┌──

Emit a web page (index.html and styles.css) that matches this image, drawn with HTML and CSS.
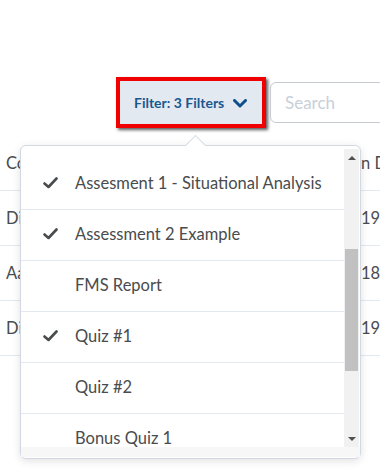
FILE: index.html
```html
<!DOCTYPE html>
<html>
<head>
<meta charset="utf-8">
<link rel="stylesheet" href="styles.css">
</head>
<body>
<div class="page">
  <div class="toolbar">
    <div class="highlight">
      <button class="filter-btn">
        <span class="filter-label">Filter: 3 Filters</span>
        <svg class="chev" width="14" height="9" viewBox="0 0 14 9"><polyline points="1.5,1.5 7,7 12.5,1.5" fill="none" stroke="#0f4f8c" stroke-width="3" stroke-linecap="round" stroke-linejoin="round"/></svg>
      </button>
    </div>
    <div class="search"><span class="placeholder">Search</span></div>
  </div>

  <div class="table">
    <div class="trow head"><span class="c1">Co</span><span class="c2">n D</span></div>
    <div class="trow"><span class="c1">Di</span><span class="c2">19</span></div>
    <div class="trow"><span class="c1">Aa</span><span class="c2">18</span></div>
    <div class="trow"><span class="c1">Di</span><span class="c2">19</span></div>
  </div>

  <div class="dropdown">
    <div class="pointer"></div>
    <div class="dd-body">
      <div class="list">
        <div class="item"><span class="check"><svg width="15" height="12" viewBox="0 0 15 12"><polyline points="1.5,6.5 5.5,10 13.5,1.5" fill="none" stroke="#494c4e" stroke-width="2.6" stroke-linecap="round" stroke-linejoin="round"/></svg></span><span class="label">Assesment 1 - Situational Analysis</span></div>
        <div class="item"><span class="check"><svg width="15" height="12" viewBox="0 0 15 12"><polyline points="1.5,6.5 5.5,10 13.5,1.5" fill="none" stroke="#494c4e" stroke-width="2.6" stroke-linecap="round" stroke-linejoin="round"/></svg></span><span class="label">Assessment 2 Example</span></div>
        <div class="item"><span class="check"></span><span class="label">FMS Report</span></div>
        <div class="item"><span class="check"><svg width="15" height="12" viewBox="0 0 15 12"><polyline points="1.5,6.5 5.5,10 13.5,1.5" fill="none" stroke="#494c4e" stroke-width="2.6" stroke-linecap="round" stroke-linejoin="round"/></svg></span><span class="label">Quiz #1</span></div>
        <div class="item"><span class="check"></span><span class="label">Quiz #2</span></div>
        <div class="item"><span class="check"></span><span class="label">Bonus Quiz 1</span></div>
      </div>
      <div class="scrollbar">
        <div class="arrow up"></div>
        <div class="track"><div class="thumb"></div></div>
        <div class="arrow down"></div>
      </div>
    </div>
    <div class="dd-foot"></div>
  </div>
</div>
</body>
</html>
```

FILE: styles.css
```css
html, body {
  margin: 0;
  padding: 0;
  background: #fff;
}
body {
  font-family: Lato, "Noto Sans", sans-serif;
  color: #494c4e;
  width: 380px;
  height: 474px;
  overflow: hidden;
}
.page {
  position: relative;
  width: 380px;
  height: 474px;
}
.toolbar {
  display: flex;
  align-items: center;
  gap: 4px;
  padding: 77px 0 0 116px;
  height: 51px;
}
.highlight {
  border: 4px solid #f00000;
  box-shadow: 2px 2px 3px rgba(0,0,0,0.65);
  height: 43px;
  box-sizing: content-box;
}
.filter-btn {
  display: flex;
  align-items: center;
  height: 43px;
  width: 142px;
  margin: 0;
  border: 0;
  padding: 0 0 0 14px;
  background: #e3e9f1;
  font-family: Lato, "Noto Sans", sans-serif;
  font-weight: bold;
  font-size: 14px;
  color: #19578f;
  box-sizing: border-box;
}
.chev {
  margin-left: 9px;
  margin-top: 2px;
}
.search {
  flex: none;
  width: 140px;
  height: 41px;
  box-sizing: border-box;
  border: 1px solid #c6cbd1;
  border-radius: 6px;
  display: flex;
  align-items: center;
  padding-left: 14px;
}
.placeholder {
  font-size: 17px;
  color: #c8d0d8;
}
.table {
  margin-top: 8px;
}
.trow {
  height: 55px;
  border-bottom: 1px solid #e3e9f1;
  display: flex;
  align-items: center;
  justify-content: space-between;
  font-size: 16.5px;
  color: #494c4e;
  padding: 0 0 0 6px;
  box-sizing: border-box;
}
.c2 {
  width: 19px;
  overflow: hidden;
  white-space: nowrap;
}
.dropdown {
  position: absolute;
  left: 20px;
  top: 145px;
  width: 341px;
  height: 314px;
  box-sizing: border-box;
  border: 1px solid #d3d9e3;
  border-radius: 6px;
  background: #fff;
  box-shadow: 0 2px 8px rgba(0,0,0,0.12);
  display: flex;
  flex-direction: column;
  padding: 3px 1px 0 0;
}
.pointer {
  position: absolute;
  top: -8px;
  left: 167px;
  width: 14px;
  height: 14px;
  background: #fff;
  border-left: 1px solid #d3d9e3;
  border-top: 1px solid #d3d9e3;
  transform: rotate(45deg);
}
.dd-body {
  display: flex;
  height: 298px;
  position: relative;
}
.list {
  flex: 1;
  overflow: hidden;
  padding-top: 10px;
}
.item {
  height: 51px;
  box-sizing: border-box;
  border-bottom: 1px solid #e3e9f1;
  display: flex;
  align-items: center;
  font-size: 16.5px;
  color: #494c4e;
  padding-bottom: 2px;
}
.check {
  width: 54px;
  padding-left: 22px;
  box-sizing: border-box;
  display: flex;
  align-items: center;
}
.scrollbar {
  width: 15px;
  background: #f1f1f1;
  display: flex;
  flex-direction: column;
}
.arrow {
  height: 17px;
  display: flex;
  align-items: center;
  justify-content: center;
}
.arrow.up::before {
  content: "";
  border-left: 4px solid transparent;
  border-right: 4px solid transparent;
  border-bottom: 4px solid #505050;
}
.arrow.down::before {
  content: "";
  border-left: 4px solid transparent;
  border-right: 4px solid transparent;
  border-top: 4px solid #505050;
}
.track {
  flex: 1;
  padding-top: 83px;
}
.thumb {
  width: 13px;
  margin-left: 1px;
  height: 122px;
  background: #c1c1c1;
}
.dd-foot {
  height: 10px;
  background: #f7f7f7;
  margin-right: -1px;
}
```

└──

Exercise requirements: Return each line of the data, keeping its wording exact and omitting pictures.

Task solution:
Emit a web page (index.html and styles.css) that matches this image, drawn with HTML and CSS.
FILE: index.html
```html
<!DOCTYPE html>
<html>
<head>
<meta charset="utf-8">
<link rel="stylesheet" href="styles.css">
</head>
<body>
<div class="page">
  <div class="toolbar">
    <div class="highlight">
      <button class="filter-btn">
        <span class="filter-label">Filter: 3 Filters</span>
        <svg class="chev" width="14" height="9" viewBox="0 0 14 9"><polyline points="1.5,1.5 7,7 12.5,1.5" fill="none" stroke="#0f4f8c" stroke-width="3" stroke-linecap="round" stroke-linejoin="round"/></svg>
      </button>
    </div>
    <div class="search"><span class="placeholder">Search</span></div>
  </div>

  <div class="table">
    <div class="trow head"><span class="c1">Co</span><span class="c2">n D</span></div>
    <div class="trow"><span class="c1">Di</span><span class="c2">19</span></div>
    <div class="trow"><span class="c1">Aa</span><span class="c2">18</span></div>
    <div class="trow"><span class="c1">Di</span><span class="c2">19</span></div>
  </div>

  <div class="dropdown">
    <div class="pointer"></div>
    <div class="dd-body">
      <div class="list">
        <div class="item"><span class="check"><svg width="15" height="12" viewBox="0 0 15 12"><polyline points="1.5,6.5 5.5,10 13.5,1.5" fill="none" stroke="#494c4e" stroke-width="2.6" stroke-linecap="round" stroke-linejoin="round"/></svg></span><span class="label">Assesment 1 - Situational Analysis</span></div>
        <div class="item"><span class="check"><svg width="15" height="12" viewBox="0 0 15 12"><polyline points="1.5,6.5 5.5,10 13.5,1.5" fill="none" stroke="#494c4e" stroke-width="2.6" stroke-linecap="round" stroke-linejoin="round"/></svg></span><span class="label">Assessment 2 Example</span></div>
        <div class="item"><span class="check"></span><span class="label">FMS Report</span></div>
        <div class="item"><span class="check"><svg width="15" height="12" viewBox="0 0 15 12"><polyline points="1.5,6.5 5.5,10 13.5,1.5" fill="none" stroke="#494c4e" stroke-width="2.6" stroke-linecap="round" stroke-linejoin="round"/></svg></span><span class="label">Quiz #1</span></div>
        <div class="item"><span class="check"></span><span class="label">Quiz #2</span></div>
        <div class="item"><span class="check"></span><span class="label">Bonus Quiz 1</span></div>
      </div>
      <div class="scrollbar">
        <div class="arrow up"></div>
        <div class="track"><div class="thumb"></div></div>
        <div class="arrow down"></div>
      </div>
    </div>
    <div class="dd-foot"></div>
  </div>
</div>
</body>
</html>
```

FILE: styles.css
```css
html, body {
  margin: 0;
  padding: 0;
  background: #fff;
}
body {
  font-family: Lato, "Noto Sans", sans-serif;
  color: #494c4e;
  width: 380px;
  height: 474px;
  overflow: hidden;
}
.page {
  position: relative;
  width: 380px;
  height: 474px;
}
.toolbar {
  display: flex;
  align-items: center;
  gap: 4px;
  padding: 77px 0 0 116px;
  height: 51px;
}
.highlight {
  border: 4px solid #f00000;
  box-shadow: 2px 2px 3px rgba(0,0,0,0.65);
  height: 43px;
  box-sizing: content-box;
}
.filter-btn {
  display: flex;
  align-items: center;
  height: 43px;
  width: 142px;
  margin: 0;
  border: 0;
  padding: 0 0 0 14px;
  background: #e3e9f1;
  font-family: Lato, "Noto Sans", sans-serif;
  font-weight: bold;
  font-size: 14px;
  color: #19578f;
  box-sizing: border-box;
}
.chev {
  margin-left: 9px;
  margin-top: 2px;
}
.search {
  flex: none;
  width: 140px;
  height: 41px;
  box-sizing: border-box;
  border: 1px solid #c6cbd1;
  border-radius: 6px;
  display: flex;
  align-items: center;
  padding-left: 14px;
}
.placeholder {
  font-size: 17px;
  color: #c8d0d8;
}
.table {
  margin-top: 8px;
}
.trow {
  height: 55px;
  border-bottom: 1px solid #e3e9f1;
  display: flex;
  align-items: center;
  justify-content: space-between;
  font-size: 16.5px;
  color: #494c4e;
  padding: 0 0 0 6px;
  box-sizing: border-box;
}
.c2 {
  width: 19px;
  overflow: hidden;
  white-space: nowrap;
}
.dropdown {
  position: absolute;
  left: 20px;
  top: 145px;
  width: 341px;
  height: 314px;
  box-sizing: border-box;
  border: 1px solid #d3d9e3;
  border-radius: 6px;
  background: #fff;
  box-shadow: 0 2px 8px rgba(0,0,0,0.12);
  display: flex;
  flex-direction: column;
  padding: 3px 1px 0 0;
}
.pointer {
  position: absolute;
  top: -8px;
  left: 167px;
  width: 14px;
  height: 14px;
  background: #fff;
  border-left: 1px solid #d3d9e3;
  border-top: 1px solid #d3d9e3;
  transform: rotate(45deg);
}
.dd-body {
  display: flex;
  height: 298px;
  position: relative;
}
.list {
  flex: 1;
  overflow: hidden;
  padding-top: 10px;
}
.item {
  height: 51px;
  box-sizing: border-box;
  border-bottom: 1px solid #e3e9f1;
  display: flex;
  align-items: center;
  font-size: 16.5px;
  color: #494c4e;
  padding-bottom: 2px;
}
.check {
  width: 54px;
  padding-left: 22px;
  box-sizing: border-box;
  display: flex;
  align-items: center;
}
.scrollbar {
  width: 15px;
  background: #f1f1f1;
  display: flex;
  flex-direction: column;
}
.arrow {
  height: 17px;
  display: flex;
  align-items: center;
  justify-content: center;
}
.arrow.up::before {
  content: "";
  border-left: 4px solid transparent;
  border-right: 4px solid transparent;
  border-bottom: 4px solid #505050;
}
.arrow.down::before {
  content: "";
  border-left: 4px solid transparent;
  border-right: 4px solid transparent;
  border-top: 4px solid #505050;
}
.track {
  flex: 1;
  padding-top: 83px;
}
.thumb {
  width: 13px;
  margin-left: 1px;
  height: 122px;
  background: #c1c1c1;
}
.dd-foot {
  height: 10px;
  background: #f7f7f7;
  margin-right: -1px;
}
```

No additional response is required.